For her birthday Alice received an interesting gift from her friends – The Light Square. The Light Square game is played on an $$$N \times N$$$ lightbulbs square board with a magical lightbulb bar of size $$$N \times 1$$$ that has magical properties. At the start of the game some lights on the square board and magical bar are turned on. The goal of the game is to transform the starting light square board pattern into some other pattern using the magical bar without rotating the square board. The magical bar works as follows:
It can be placed on any row or column
The orientation of the magical lightbulb must be left to right or top to bottom for it to keep its magical properties
The entire bar needs to be fully placed on a board
The lights of the magical bar never change
If the light on the magical bar is the same as the light of the square it is placed on it will switch the light on the square board off, otherwise it will switch the light on
The magical bar can be used an infinite number of times
Alice has a hard time transforming her square board into the pattern Bob gave her. Can you help her transform the board or let her know it is impossible? If there are multiple solutions print any.
The first line contains one positive integer number $$$N\ (1 \leq N \leq 2000)$$$ representing the size of the square board.
The next $$$N$$$ lines are strings of length $$$N$$$ consisting of 1's and 0's representing the initial state of the square board starting from the top row. If the character in a string is 1 it means the light is turned on, otherwise it is off.
The next $$$N$$$ lines are strings of length $$$N$$$ consisting of 1's and 0's representing the desired state of the square board starting from the top row that was given to Alice by Bob.
The last line is one string of length $$$N$$$ consisting of 1's and 0's representing the pattern of the magical bar in a left to right order.
Transform the instructions for Alice in order to transform the square board into the pattern Bob gave her.
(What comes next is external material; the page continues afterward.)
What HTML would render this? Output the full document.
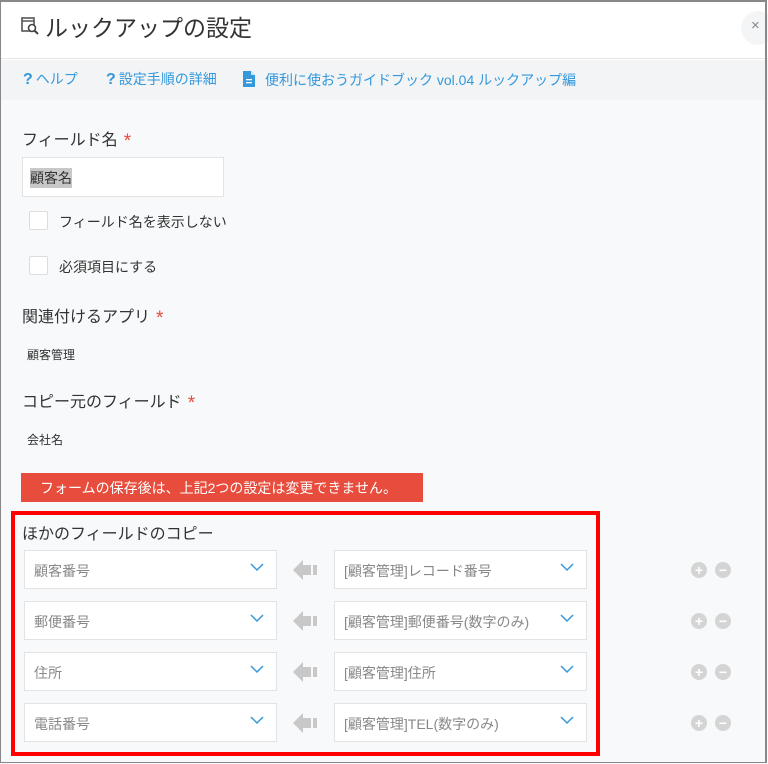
<!DOCTYPE html>
<html><head><meta charset="utf-8"><style>
*{margin:0;padding:0;box-sizing:border-box}
body{width:768px;height:764px;overflow:hidden;background:#fff;font-family:"Liberation Sans","Noto Sans CJK JP",sans-serif;position:relative}
.a{position:absolute;white-space:nowrap}
.frame{position:absolute;left:0;top:0;width:767px;height:763px;border:1px solid #888;border-top:2px solid #888;border-right:2px solid #888;pointer-events:none;z-index:10}
.lbl{font-size:16px;color:#333}
.req{color:#e74c3c;margin-left:6px;font-size:19px;line-height:16px;vertical-align:-2px}
.sel{position:absolute;height:39px;background:#fff;border:1px solid #e3e3e3;font-size:14px;color:#888;padding:10px 0 0 9px}
.chev{position:absolute;right:12px;top:12px}
.circ{position:absolute;width:16px;height:16px;border-radius:50%;background:#d4d4d4;color:#fff;font-size:14px;line-height:16px;text-align:center;font-weight:bold}
.cb{position:absolute;width:19px;height:19px;background:#fff;border:1px solid #ddd;border-radius:2px}
.q{font-size:16px;font-weight:bold;margin-right:3px}
</style></head><body>
<div class="frame"></div>
<div class="a" style="left:0;top:0;width:768px;height:59px;background:#fff;border-bottom:1px solid #e6e6e6"></div>
<svg class="a" style="left:21px;top:17px" width="20" height="18" viewBox="0 0 20 18"><rect x="1" y="1" width="12" height="13" fill="none" stroke="#555" stroke-width="1.6"/><line x1="1" y1="4" x2="13" y2="4" stroke="#555" stroke-width="1.5"/><circle cx="11" cy="11" r="3.5" fill="#fff" stroke="#444" stroke-width="1.6"/><line x1="13.5" y1="13.5" x2="17" y2="17" stroke="#444" stroke-width="2"/></svg>
<div class="a" style="left:45px;top:9px;font-size:23px;color:#333">ルックアップの設定</div>
<div class="a" style="left:741px;top:11px;width:34px;height:34px;border-radius:50%;background:#f4f5f6"></div>
<div class="a" style="left:751px;top:17px;font-size:15px;color:#888">×</div>
<div class="a" style="left:0;top:60px;width:768px;height:40px;background:#f2f4f6"></div>
<div class="a" style="left:23px;top:69px;font-size:14px;color:#3498db"><span class="q">?</span>ヘルプ</div>
<div class="a" style="left:106px;top:69px;font-size:14px;color:#3498db"><span class="q">?</span>設定手順の詳細</div>
<svg class="a" style="left:243px;top:71px" width="12" height="16" viewBox="0 0 12 16"><path d="M0 0H8L12 4V16H0Z" fill="#3498db"/><path d="M8 0V4H12" fill="#cfe6f6"/><rect x="3" y="8" width="6" height="1.3" fill="#fff"/><rect x="3" y="11" width="6" height="1.3" fill="#fff"/></svg>
<div class="a" style="left:265px;top:70px;font-size:14px;color:#3498db">便利に使おうガイドブック vol.04 ルックアップ編</div>
<div class="a" style="left:0;top:100px;width:768px;height:664px;background:#f7f9fa"></div>
<div class="a lbl" style="left:22px;top:126px">フィールド名<span class="req">*</span></div>
<div class="a" style="left:22px;top:157px;width:202px;height:40px;background:#fff;border:1px solid #e3e3e3"></div>
<div class="a" style="left:30px;top:168px;font-size:14px;color:#333;background:#c8c8c8">顧客名</div>
<div class="cb" style="left:29px;top:211px"></div>
<div class="a" style="left:59px;top:212px;font-size:14px;color:#333">フィールド名を表示しない</div>
<div class="cb" style="left:29px;top:256px"></div>
<div class="a" style="left:59px;top:257px;font-size:14px;color:#333">必須項目にする</div>
<div class="a lbl" style="left:22px;top:303px">関連付けるアプリ<span class="req">*</span></div>
<div class="a" style="left:27px;top:346px;font-size:12px;color:#333">顧客管理</div>
<div class="a lbl" style="left:22px;top:388px">コピー元のフィールド<span class="req">*</span></div>
<div class="a" style="left:27px;top:431px;font-size:12px;color:#333">会社名</div>
<div class="a" style="left:21px;top:473px;width:402px;height:29px;background:#e74c3c;color:#fff;font-size:14px;padding:5px 0 0 19px">フォームの保存後は、上記2つの設定は変更できません。</div>
<div class="a" style="left:11px;top:511px;width:589px;height:245px;border:4px solid #f00"></div>
<div class="a" style="left:22px;top:520px;font-size:16px;color:#333">ほかのフィールドのコピー</div>

<div class="sel" style="left:24px;top:550px;width:253px">顧客番号<svg class="chev" width="14" height="9" viewBox="0 0 14 9"><path d="M1 1L7 7L13 1" fill="none" stroke="#3498db" stroke-width="1.5"/></svg></div>
<div class="sel" style="left:334px;top:550px;width:253px">[顧客管理]レコード番号<svg class="chev" width="14" height="9" viewBox="0 0 14 9"><path d="M1 1L7 7L13 1" fill="none" stroke="#3498db" stroke-width="1.5"/></svg></div>
<div class="sel" style="left:24px;top:601px;width:253px">郵便番号<svg class="chev" width="14" height="9" viewBox="0 0 14 9"><path d="M1 1L7 7L13 1" fill="none" stroke="#3498db" stroke-width="1.5"/></svg></div>
<div class="sel" style="left:334px;top:601px;width:253px">[顧客管理]郵便番号(数字のみ)<svg class="chev" width="14" height="9" viewBox="0 0 14 9"><path d="M1 1L7 7L13 1" fill="none" stroke="#3498db" stroke-width="1.5"/></svg></div>
<div class="sel" style="left:24px;top:652px;width:253px">住所<svg class="chev" width="14" height="9" viewBox="0 0 14 9"><path d="M1 1L7 7L13 1" fill="none" stroke="#3498db" stroke-width="1.5"/></svg></div>
<div class="sel" style="left:334px;top:652px;width:253px">[顧客管理]住所<svg class="chev" width="14" height="9" viewBox="0 0 14 9"><path d="M1 1L7 7L13 1" fill="none" stroke="#3498db" stroke-width="1.5"/></svg></div>
<div class="sel" style="left:24px;top:703px;width:253px">電話番号<svg class="chev" width="14" height="9" viewBox="0 0 14 9"><path d="M1 1L7 7L13 1" fill="none" stroke="#3498db" stroke-width="1.5"/></svg></div>
<div class="sel" style="left:334px;top:703px;width:253px">[顧客管理]TEL(数字のみ)<svg class="chev" width="14" height="9" viewBox="0 0 14 9"><path d="M1 1L7 7L13 1" fill="none" stroke="#3498db" stroke-width="1.5"/></svg></div>

<svg class="a" style="left:293px;top:560px" width="26" height="20" viewBox="0 0 26 20"><path d="M0 10L10 0V5H18V15H10V20Z" fill="#c8c8c8"/><rect x="20" y="5" width="4" height="10" fill="#c8c8c8"/></svg>
<svg class="a" style="left:293px;top:611px" width="26" height="20" viewBox="0 0 26 20"><path d="M0 10L10 0V5H18V15H10V20Z" fill="#c8c8c8"/><rect x="20" y="5" width="4" height="10" fill="#c8c8c8"/></svg>
<svg class="a" style="left:293px;top:662px" width="26" height="20" viewBox="0 0 26 20"><path d="M0 10L10 0V5H18V15H10V20Z" fill="#c8c8c8"/><rect x="20" y="5" width="4" height="10" fill="#c8c8c8"/></svg>
<svg class="a" style="left:293px;top:713px" width="26" height="20" viewBox="0 0 26 20"><path d="M0 10L10 0V5H18V15H10V20Z" fill="#c8c8c8"/><rect x="20" y="5" width="4" height="10" fill="#c8c8c8"/></svg>

<div class="circ" style="left:691px;top:562px">+</div><div class="circ" style="left:715px;top:562px">−</div>
<div class="circ" style="left:691px;top:613px">+</div><div class="circ" style="left:715px;top:613px">−</div>
<div class="circ" style="left:691px;top:664px">+</div><div class="circ" style="left:715px;top:664px">−</div>
<div class="circ" style="left:691px;top:715px">+</div><div class="circ" style="left:715px;top:715px">−</div>
</body></html>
The first line of the output contains an integer number $$$M\ (0 \leq M \leq 10^5$$$) representing the number of times Alice will need to apply the magical bar.
The next $$$M$$$ lines are of the form "col $$$X$$$" or "row $$$X$$$", where $$$X$$$ is $$$0$$$-based index of the matrix, meaning the magical bar should be applied to either row $$$X$$$ or column $$$X$$$. If there is no solution, print only -1. In case of multiple solutions print any correct one.
2 11 11 00 01 11
-1
2 10 00 00 00 10
1 row 0
3 110 011 100 100 011 100 100
3 row 0 col 0 col 1
Example 1: It is impossible to transform square board from one format to another
Example 2: Magic bar can be applied on first row or column.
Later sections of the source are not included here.